Die aus den großen Stromversorgern geschickt
herausgelösten Netzbetreiber sind finanziell zu klamm um die
Investitionen der Netzanbindung dieser Anlagen zu stemmen. Heute sind
nur 200 MW Offshore-Wind installiert, der Ausbau ist wegen der hohen
Kosten viel langsamer als erwartet.
Daher sollten wir den Aufbau des sehr viel preiswerteren
Onshore-Winds fördern, dazu den weiteren Ausbau der PV, denn diese
beiden erneuerbaren Energien ergänzen sich bestens: Wenn der Wind weht,
scheint oft wenig Sonne; bei gutem Sonnenschein ist es oft windstill.
Ähnliche Strommengen aus den beiden Techniken sind daher wünschenswert.
Vorangetrieben werden sollte die Vernetzung mit Wasserkraft in Norwegen
und unseren südlichen Nachbarn.
Tagsüber können wir billigen, überschüssigen Solar- und Windstrom
dorthin liefern, die Talsperren werden auf Minimalfluss gestellt, um
dann Abends den Strom in umgekehrter Richtung zu uns fließen zu lassen.

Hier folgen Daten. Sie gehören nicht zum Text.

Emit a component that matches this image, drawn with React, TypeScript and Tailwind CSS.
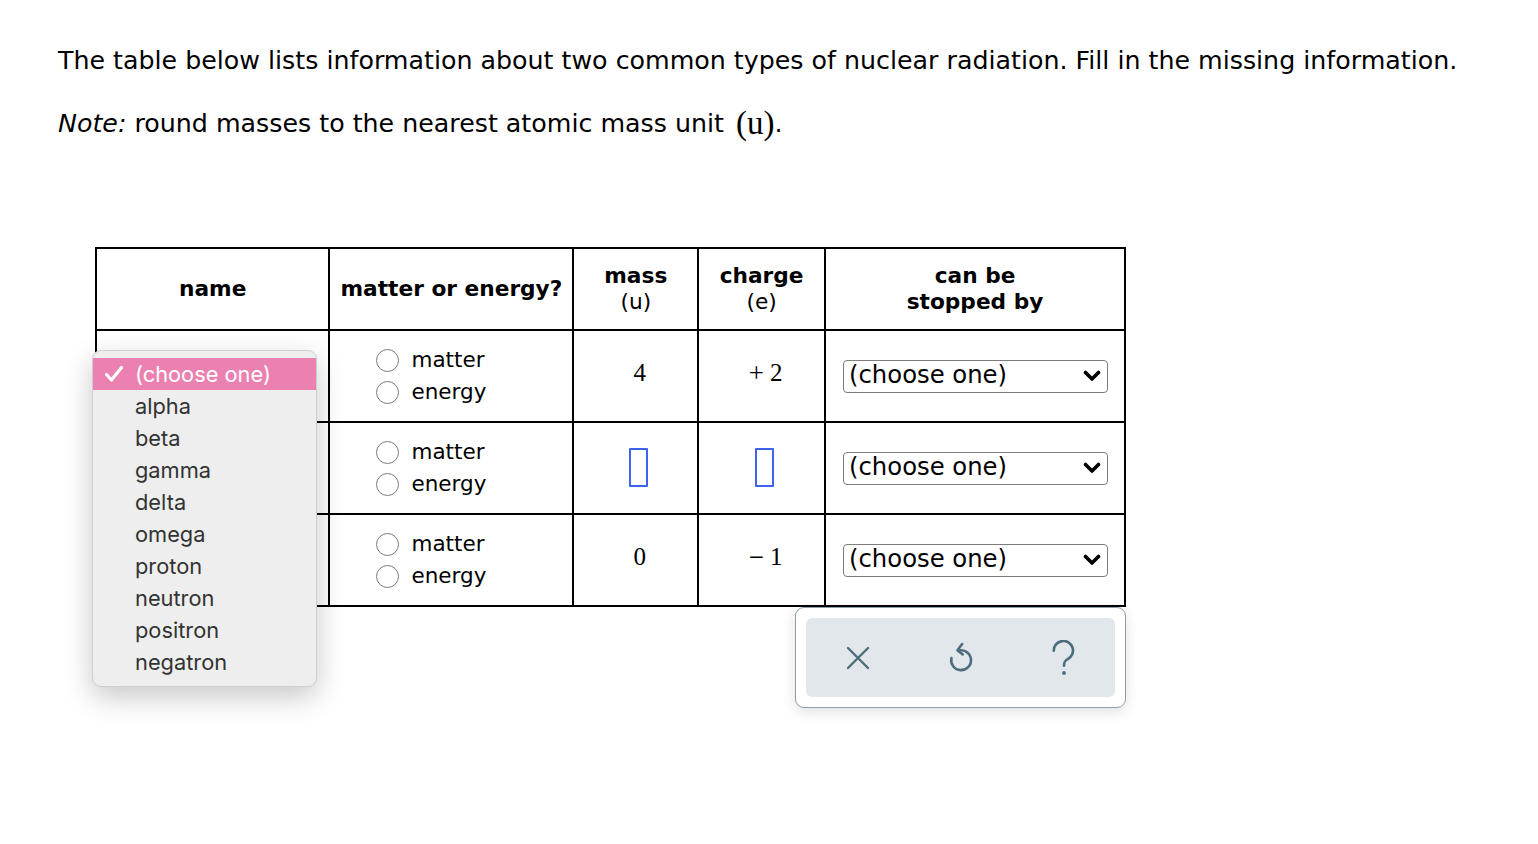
import React from "react";

const sans = { fontFamily: '"DejaVu Sans", Verdana, sans-serif' };
const serif = { fontFamily: '"Liberation Serif", "Times New Roman", serif' };

function Radio({ label }: { label: string }) {
  return (
    <div className="flex items-center h-[32px]">
      <span className="w-[23px] h-[23px] rounded-full border-[1.5px] border-[#7a7a7a] bg-white mr-[12px] shrink-0" />
      <span>{label}</span>
    </div>
  );
}

function Select() {
  return (
    <div className="w-[265px] h-[33px] border-[1.5px] border-[#7c7c7c] rounded-[4px] flex items-center justify-between pl-[5px] pr-[6px] bg-white text-[24.3px] text-black">
      <span className="leading-none pb-[1px]">(choose one)</span>
      <svg width="18" height="14" viewBox="0 0 18 14">
        <path d="M2.5 3.5 L9 10 L15.5 3.5" fill="none" stroke="#000" strokeWidth="3.6" strokeLinecap="round" strokeLinejoin="round" />
      </svg>
    </div>
  );
}

function BlueBox() {
  return <span className="inline-block w-[19px] h-[39px] border-[2px] border-[#3d63f0] rounded-[1px] align-middle" />;
}

function MatterEnergy() {
  return (
    <td className="border-2 border-black pl-[46px] align-middle">
      <Radio label="matter" />
      <Radio label="energy" />
    </td>
  );
}

function Num({ sign, n }: { sign?: string; n: string }) {
  return (
    <td className="border-2 border-black text-[25px] pb-[6px]" style={serif}>
      <div className="flex justify-center items-center pl-[8px]">
        {sign && <span className="mr-[6px] text-[27px] leading-none">{sign}</span>}
        <span>{n}</span>
      </div>
    </td>
  );
}

export default function App() {
  const items = ["alpha", "beta", "gamma", "delta", "omega", "proton", "neutron", "positron", "negatron"];
  return (
    <div className="relative w-[1538px] h-[844px] bg-white text-black" style={sans}>
      <div className="pl-[58px] pt-[44px] text-[25.3px] leading-[34px]">
        <p className="whitespace-nowrap h-[34px]">The table below lists information about two common types of nuclear radiation. Fill in the missing information.</p>
        <p className="mt-[29px] whitespace-nowrap h-[34px] flex items-center">
          <span><i>Note:</i> round masses to the nearest atomic mass unit</span>
          <span className="text-[33px] leading-none ml-[12px] pb-[2px]" style={serif}>(u)</span>
          <span>.</span>
        </p>
      </div>

      <div className="ml-[95px] mt-[106px] w-[1031px]">
        <table className="border-collapse text-[21.5px] leading-[26px]">
          <colgroup>
            <col className="w-[234px]" />
            <col className="w-[244px]" />
            <col className="w-[125px]" />
            <col className="w-[127px]" />
            <col className="w-[300px]" />
          </colgroup>
          <thead>
            <tr className="h-[82px] text-[21.7px]">
              <th className="border-2 border-black font-bold">name</th>
              <th className="border-2 border-black font-bold whitespace-nowrap">matter or energy?</th>
              <th className="border-2 border-black font-normal leading-[26px]">
                <div className="font-bold">mass</div>
                <div>(u)</div>
              </th>
              <th className="border-2 border-black font-normal leading-[26px]">
                <div className="font-bold">charge</div>
                <div>(e)</div>
              </th>
              <th className="border-2 border-black font-bold leading-[26px]">
                <div>can be</div>
                <div>stopped by</div>
              </th>
            </tr>
          </thead>
          <tbody>
            <tr className="h-[92px]">
              <td className="border-2 border-black" />
              <MatterEnergy />
              <Num n="4" />
              <Num sign="+" n="2" />
              <td className="border-2 border-black pl-[17px]"><Select /></td>
            </tr>
            <tr className="h-[92px]">
              <td className="border-2 border-black" />
              <MatterEnergy />
              <td className="border-2 border-black text-center pl-[6px] pb-[2px]"><BlueBox /></td>
              <td className="border-2 border-black text-center pl-[6px] pb-[2px]"><BlueBox /></td>
              <td className="border-2 border-black pl-[17px]"><Select /></td>
            </tr>
            <tr className="h-[92px]">
              <td className="border-2 border-black" />
              <MatterEnergy />
              <Num n="0" />
              <Num sign="−" n="1" />
              <td className="border-2 border-black pl-[17px]"><Select /></td>
            </tr>
          </tbody>
        </table>

        <div className="flex justify-end">
          <div className="w-[331px] h-[101px] border-[1.5px] border-[#8a9fa9] rounded-[9px] bg-white p-[10px] shadow-[0_4px_14px_rgba(0,0,0,0.12)]">
            <div className="h-full rounded-[6px] bg-[#e1e7ea] flex items-center justify-center">
              <div className="w-[104px] flex justify-center">
                <svg width="24" height="24" viewBox="0 0 24 24">
                  <path d="M2 2 L22 22 M22 2 L2 22" stroke="#4d6d7c" strokeWidth="2.4" strokeLinecap="round" />
                </svg>
              </div>
              <div className="w-[104px] flex justify-center">
                <svg width="28" height="34" viewBox="0 0 24 29">
                  <path d="M9.5 8.3 A 8.5 8.5 0 1 1 3.8 14.5" fill="none" stroke="#4d6d7c" strokeWidth="2.2" strokeLinecap="round" />
                  <path d="M13 2.5 L9 7.8 L13.5 11.5" fill="none" stroke="#4d6d7c" strokeWidth="2.2" strokeLinecap="round" strokeLinejoin="round" />
                </svg>
              </div>
              <div className="w-[104px] flex justify-center">
                <svg width="24" height="36" viewBox="0 0 20 30">
                  <path d="M1.5 9 A 8 8 0 1 1 13 16 C 10.5 17.5 10 18.5 10 21.5" fill="none" stroke="#4d6d7c" strokeWidth="2.2" strokeLinecap="round" />
                  <circle cx="10" cy="27.5" r="1.6" fill="#4d6d7c" />
                </svg>
              </div>
            </div>
          </div>
        </div>
      </div>

      {/* open dropdown menu */}
      <div
        className="absolute left-[92px] top-[350px] w-[225px] h-[337px] rounded-[9px] bg-[#eeeeee] border border-[#cfcfcf] shadow-[0_10px_28px_rgba(0,0,0,0.22)] pt-[7px] text-[21.8px] text-[#333333]"
        style={{ fontFamily: 'Inter, "Noto Sans", sans-serif' }}
      >
        <div className="h-[32px] bg-[#ea81b0] text-white flex items-center">
          <svg width="20" height="18" viewBox="0 0 20 18" className="ml-[11px] mr-[11px]">
            <path d="M2.5 9.5 L7.5 15 L17.5 2.5" fill="none" stroke="#fff" strokeWidth="3.2" strokeLinecap="round" strokeLinejoin="round" />
          </svg>
          <span>(choose one)</span>
        </div>
        {items.map((it) => (
          <div key={it} className="h-[32px] flex items-center pl-[42px]">
            {it}
          </div>
        ))}
      </div>
    </div>
  );
}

Das ist ein sehr gutes Geschäft für alle Betreiber von Talsperren mit
variablem Ausfluss.
Der beherzte Zubau der erneuerbaren Energien wird die Umlage dafür
auf den Strompreis nur wenig, für den Verbraucher unmerklich steigen
lassen. In diesem Jahr blieb diese Umlage konstant, aber der Strompreis
stieg weiter kräftig. Nach 2020 aber können wir erwarten, dass der
Anteil der festpreisigen erneuerbaren Energien im Strommix hilft, die
Preise zu stabilisieren, so dass wir eine Strompreisdämpfung erleben
werden. Keine gute Aussicht für die großen Stromversorger, die daher die
Panikdiskussion von heute gerne sehen.